L'Editoriale
Giovedì 30 Gennaio 2025
Magistrati e politica, lo sgarbo istituzionale
ITALIA. Le democrazie contemporanee devono (meglio, dovrebbero) configurarsi su un criterio in base al quale forma e sostanza convivano. Magari in misura variabile, ma mai che l’una metta l’altra nell’angolo.
Un caso evidente di scollamento tra forma e sostanza si è avuto domenica scorsa all’inaugurazione dell’Anno giudiziario. In Italia il clima di confronto tra politica e magistratura è, non da oggi, rovente. I partiti di maggioranza stanno battendo la strada evidenziata - già prima delle elezioni politiche - di una riforma costituzionale imperniata sulla separazione delle carriere di pubblico ministero e di magistrato giudicante. Su questo tema l’Ordine nazionale della magistratura ha alzato le barricate, sostenendo che tale soluzione limiterebbe l’autonomia dei magistrati inquirenti, sottoponendoli di fatto al potere politico. Sul tema il dibattito è acceso e le questioni di merito sono tutt’altro che facili da considerare e tutt’altro che semplici da dipanare. I magistrati temono che le modifiche costituzionali finiscano per imbavagliare la magistratura inquirente. Argomento sul quale larga parte dei partiti di opposizione critica l’azione del governo, sostenendo gli argomenti della magistratura. Sulla sponda opposta il ministro Nordio ha ribadito più volte che la riforma da lui prospettata renderebbe più agile l’azione dei componenti dell’ordine giudiziario. Sul tema le possibilità di un’intesa sembrano una pura chimera. Peraltro, essendo poco probabile che la riforma possa avere il consenso dei due terzi del Parlamento, si arriverà alla richiesta di referendum. Chi vivrà vedrà.
L’uscita dall’Aula
In tale scenario la scelta dei magistrati di Milano di uscire dall’aula nella quale si celebrava l’apertura dell’Anno giudiziario - sventolando il testo della Costituzione - è stata del tutto inappropriata, proprio perché ha gravemente incrinato la forma, rispetto alla sostanza del dibattito. Il diritto dell’Ordine dei magistrati di criticare il progetto di riforma voluto dalla destra al governo è indiscutibile. Ma tale critica non deve generare un comportamento lesivo nei riguardi delle istituzioni. Per un verso nei confronti del ministro della Giustizia, ma più ancora nei riguardi del Presidente della Repubblica, il quale - come si sa - è presidente del Consiglio superiore della magistratura. Anche soltanto questo aspetto avrebbe dovuto spingere i magistrati a evitare una sceneggiata dalla quale escono apertamente sconfitti e che si è ritorta sul potere giudiziario. Non aver tenuto conto dell’importanza dell’aspetto formale dell’evento ha creato una falla nel già complesso intrecciarsi dell’incontro-scontro fra potere politico e ordine giudiziario.
Lo screzio istituzionale
Insomma, uno screzio istituzionale che andava assolutamente evitato. Se non altro per non creare un «caso» inedito di confronto, nel quale aleggiava la figura del Capo dello Stato, quale garante degli equilibri istituzionali. Sotto questi aspetti i promotori dell’iniziativa hanno sottovalutato il peso di un comportamento pesantemente contrario alla reputazione stessa dell’Ordine giudiziario, che deve porsi come garante dell’osservazione delle leggi e non dovrebbe lasciarsi andare a «sceneggiate» da spettacolo teatrale. Ovvero - se il fine era proprio la sceneggiata - valutarne appieno le conseguenze. Con un criterio di discernimento delle conseguenze di un atto così simbolicamente inopportuno.

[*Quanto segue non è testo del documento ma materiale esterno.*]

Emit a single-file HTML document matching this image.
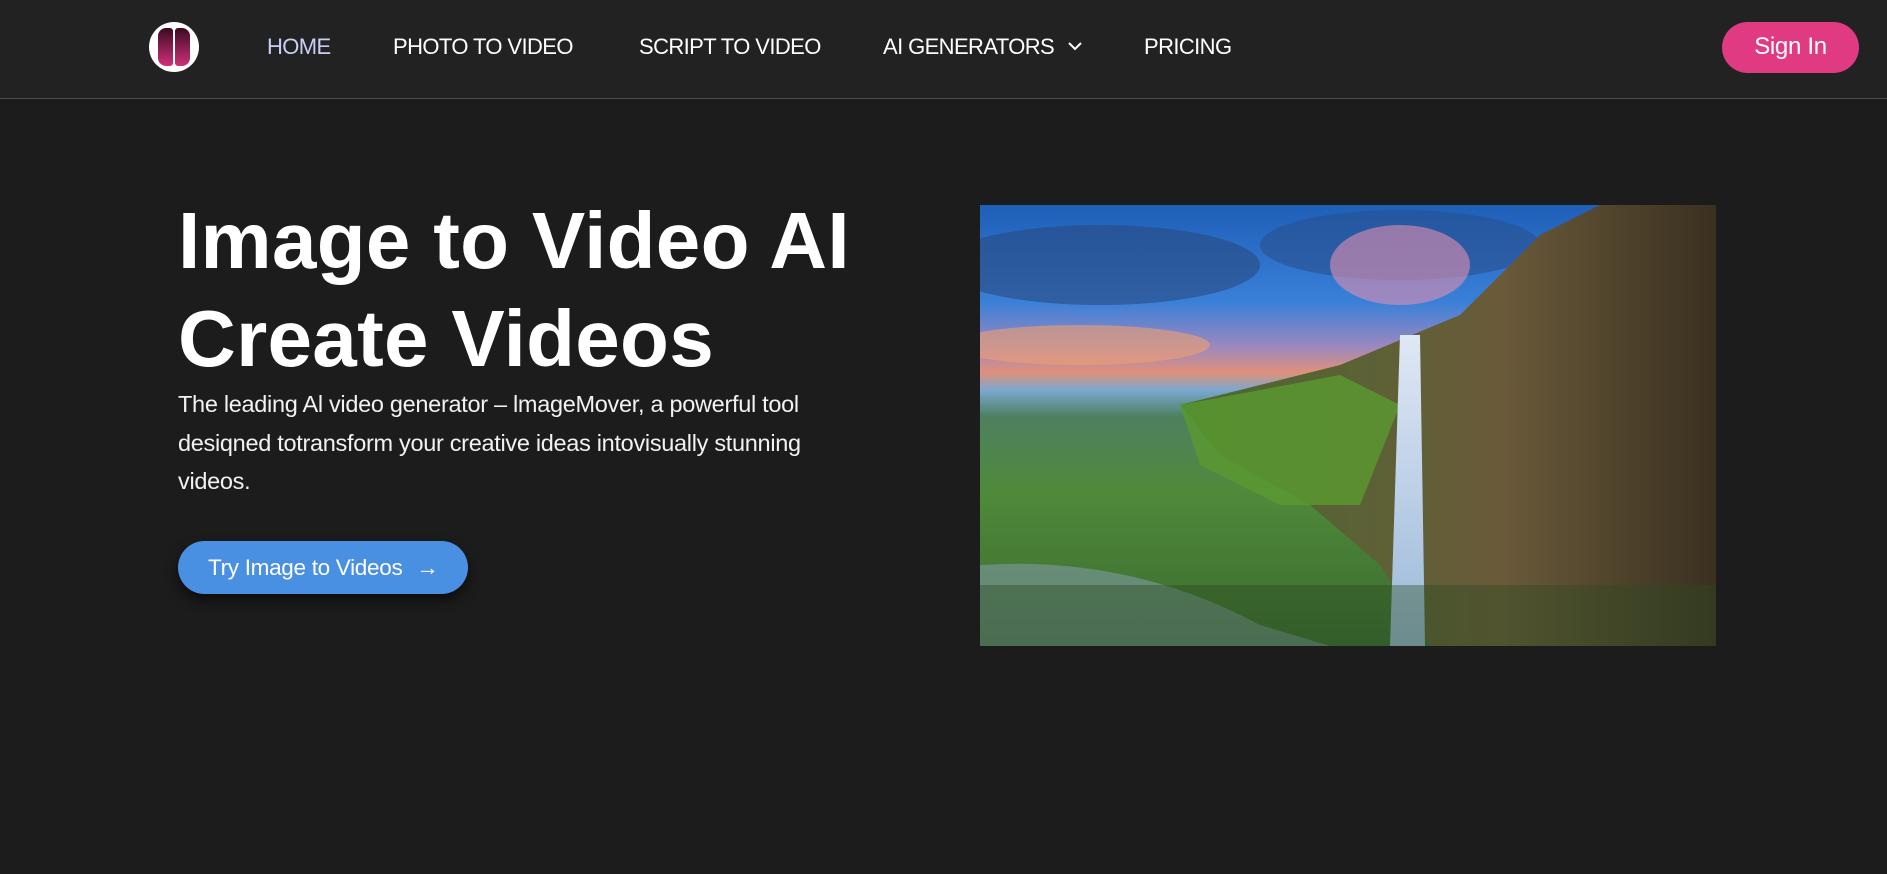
<!DOCTYPE html>
<html><head><meta charset="utf-8"><style>
*{margin:0;padding:0;box-sizing:border-box}
body{width:1887px;height:874px;background:#1c1c1c;font-family:"Liberation Sans",sans-serif;color:#fff;overflow:hidden;position:relative}
.hdr{position:absolute;left:0;top:0;width:1887px;height:99px;background:#222;border-bottom:1px solid #4a4a52}
.nav{position:absolute;top:34px;font-size:22px;color:#fff;letter-spacing:-0.6px;white-space:nowrap}
.logo{position:absolute;left:149px;top:22px;width:50px;height:50px;border-radius:50%;background:#fff;overflow:hidden}
.signin{position:absolute;left:1722px;top:22px;width:137px;height:51px;border-radius:26px;background:#df3a82;color:#fff;font-size:24px;text-align:center;line-height:50px;letter-spacing:-0.3px}
h1{position:absolute;left:178px;top:192px;font-size:80px;line-height:98px;font-weight:bold;letter-spacing:0.3px}
p{position:absolute;left:178px;top:385px;width:700px;font-size:23.5px;line-height:38.5px;color:#f2f2f2;letter-spacing:-0.3px}
.btn{position:absolute;left:178px;top:541px;width:290px;height:53px;border-radius:27px;background:#4a90e2;color:#fff;font-size:22.5px;line-height:53px;padding-left:30px;box-shadow:0 6px 12px rgba(0,0,0,.6);letter-spacing:-0.3px}
.img{position:absolute;left:980px;top:205px;width:736px;height:441px;overflow:hidden;background:linear-gradient(180deg,#1e5fb8 0%,#3a80d8 22%,#9a88c0 32%,#e0907a 38%,#7aa8d0 42%,#4e8060 48%,#4f8a3a 65%,#3a6a30 100%)}
</style></head><body>
<div class="hdr"></div>
<div class="logo"><div style="position:absolute;left:9px;top:6px;width:15px;height:38px;border-radius:8px 3px 3px 8px;background:linear-gradient(#3a0a20,#d0307a)"></div><div style="position:absolute;left:26px;top:6px;width:15px;height:38px;border-radius:3px 8px 8px 3px;background:linear-gradient(#3a0a20,#d0307a)"></div></div>
<div class="nav" style="left:267px;color:#c8cff5">HOME</div>
<div class="nav" style="left:393px">PHOTO TO VIDEO</div>
<div class="nav" style="left:639px">SCRIPT TO VIDEO</div>
<div class="nav" style="left:883px">AI GENERATORS</div>
<svg style="position:absolute;left:1067px;top:40px" width="16" height="12" viewBox="0 0 16 12"><path d="M2 3l6 6 6-6" stroke="#fff" stroke-width="2" fill="none"/></svg>
<div class="nav" style="left:1144px">PRICING</div>
<div class="signin">Sign In</div>
<h1>Image to Video AI<br>Create Videos</h1>
<p>The leading Al video generator – lmageMover, a powerful tool desiqned totransform your creative ideas intovisually stunning videos.</p>
<div class="btn">Try Image to Videos <span style="margin-left:8px">→</span></div>
<div class="img">
<svg width="736" height="441" viewBox="0 0 736 441" style="position:absolute;left:0;top:0">
<defs><linearGradient id="c" x1="0" y1="0" x2="1" y2="0"><stop offset="0" stop-color="#4a6a30"/><stop offset=".6" stop-color="#6a5a3a"/><stop offset="1" stop-color="#3a3020"/></linearGradient>
<linearGradient id="w" x1="0" y1="0" x2="0" y2="1"><stop offset="0" stop-color="#dfe8f5"/><stop offset="1" stop-color="#9ab8d8"/></linearGradient></defs>
<ellipse cx="120" cy="60" rx="160" ry="40" fill="#2a4a80" opacity=".6"/>
<ellipse cx="420" cy="40" rx="140" ry="35" fill="#2a5090" opacity=".6"/>
<ellipse cx="420" cy="60" rx="70" ry="40" fill="#e090b0" opacity=".6"/>
<ellipse cx="100" cy="140" rx="130" ry="20" fill="#f0a070" opacity=".6"/>
<path d="M200 200 L360 160 L480 110 L560 30 L620 0 L736 0 L736 441 L450 441 L400 360 L330 300 L240 250Z" fill="url(#c)"/>
<path d="M200 200 L360 170 L420 200 L380 300 L300 300 L220 260Z" fill="#5a9a30" opacity=".8"/>
<path d="M420 130 L440 130 L445 441 L410 441Z" fill="url(#w)"/>
<path d="M0 360 Q150 350 280 420 L350 441 L0 441Z" fill="#8aa0b8" opacity=".5"/>
<path d="M0 380 L736 380 L736 441 L0 441Z" fill="#2a4a20" opacity=".4"/>
</svg></div>
</body></html>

In questo quadro acceso il Presidente Mattarella - con la consueta prudenza (e con il senso della misura che gli è propria) a tutti nota - ha sorvolato sull’accaduto. Come se non fosse accaduto. Ma ciò non toglie che lo sgarbo istituzionale resta e non aiuta la strada verso un’intesa tra potere politico e potere giudiziario, operando semmai per acuire i toni di scontro e slabbrare la sostanza del dibattito istituzionale.